New York City-based yakitori chef and breakdancer

Atsushi Kono (河野睦, Kōno Atsushi) is a New York City-based yakitori chef and breakdancer. He was the executive chef at Yakitori Torishin for ten years before starting his own yakitori restaurant, Kono, in 2022.

Kono has been twice-nominated for the James Beard Award in the Best Chef: New York State category. Pete Wells, writing for The New York Times, gave Kono three out of four stars, named it an NYT Critic's Pick, and called Kono a "Yakitori Master" as well as "the city’s most accomplished yakitori chef and, by extension, one of its greatest chicken cooks."

== Early life ==
Kono grew up in Saitama Prefecture in Japan.

== Career ==

=== Breakdancing ===
Prior to his career as a yakitori chef, Kono was a breakdancer in Japan. He first came into the art at the age of twelve and then joined a professional dance crew, Rock Steady Crew, at the age of eighteen—at the time, he was also working at his family's fish market and restaurant.
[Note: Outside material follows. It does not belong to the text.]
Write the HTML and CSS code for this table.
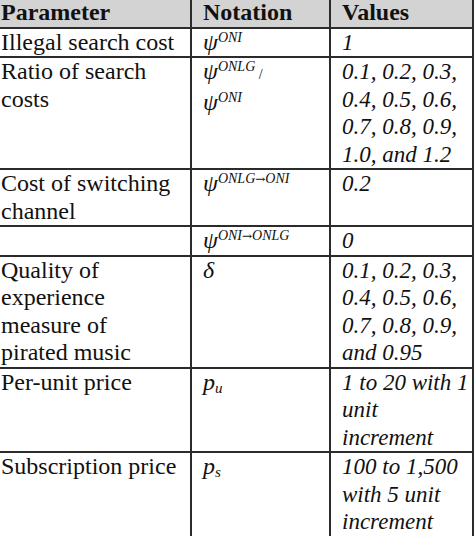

When Kono moved to the United States in 2006, he worked in restaurants while maintaining his hobby of breakdancing and also deejaying. After over a decade of working in the restaurant business, Kono still breakdances "for fun and for training and fitness."

=== Restaurants ===
Kono was the executive chef at Yakitori Torishin in Hell's Kitchen, Manhattan for over a decade starting in 2006. There, he "discovered that dance and rhythm were inseparable from his cooking" and saw yakitori as a practice involving tempo. In addition to yakitori, Kono also cooked kaiseki cuisine, learned modern culinary techniques, and promoted zero waste in his practice. In an interview with Bon Appétit, Kono stated that it took him an entire decade to master yakitori and all of its processes.
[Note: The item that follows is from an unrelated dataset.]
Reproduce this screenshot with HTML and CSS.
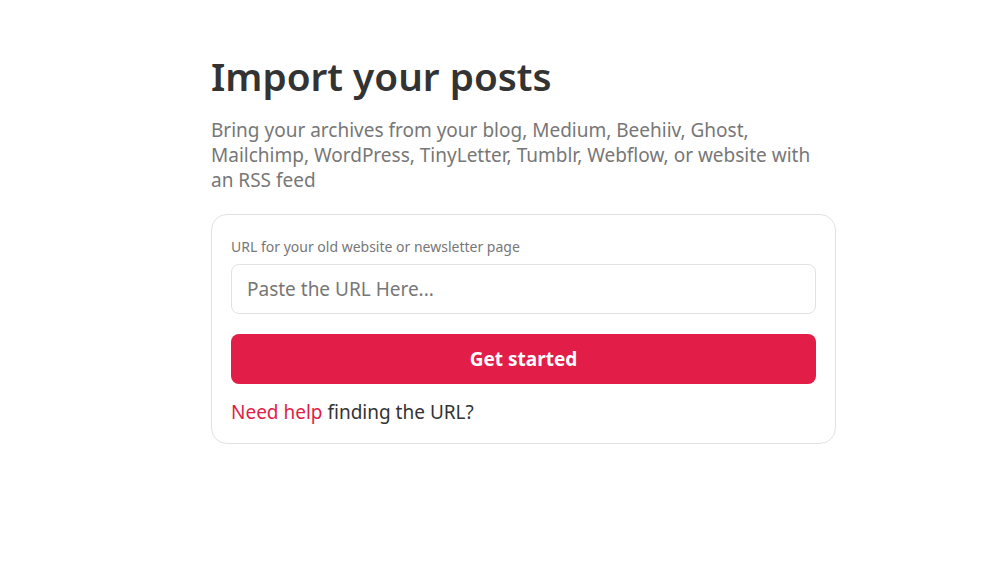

In April 2022, Kono opened his own yakitori restaurant, Kono, with fourteen seats in the Canal Arcade of Chinatown, Manhattan. He told Represent that he had always wanted to open a restaurant in a hideaway—like under an overpass or in a tunnel, much like the yakitori restaurants he had seen in Japan—where he could cook and play hip-hop music for his patrons. In 2023, Kono was the venue for Nas' 50th birthday party.

At his yakitori restaurant, Kono serves a sixteen-course omakase tasting menu which utilizes up to thirteen different parts of a chicken. E. Alex Jung, writing for Grub Street, called Kono's yakitori "chicken in its most elevated form." The restaurant was a finalist for a James Beard Award, in the Best Chef: New York State category, in 2024 and 2025.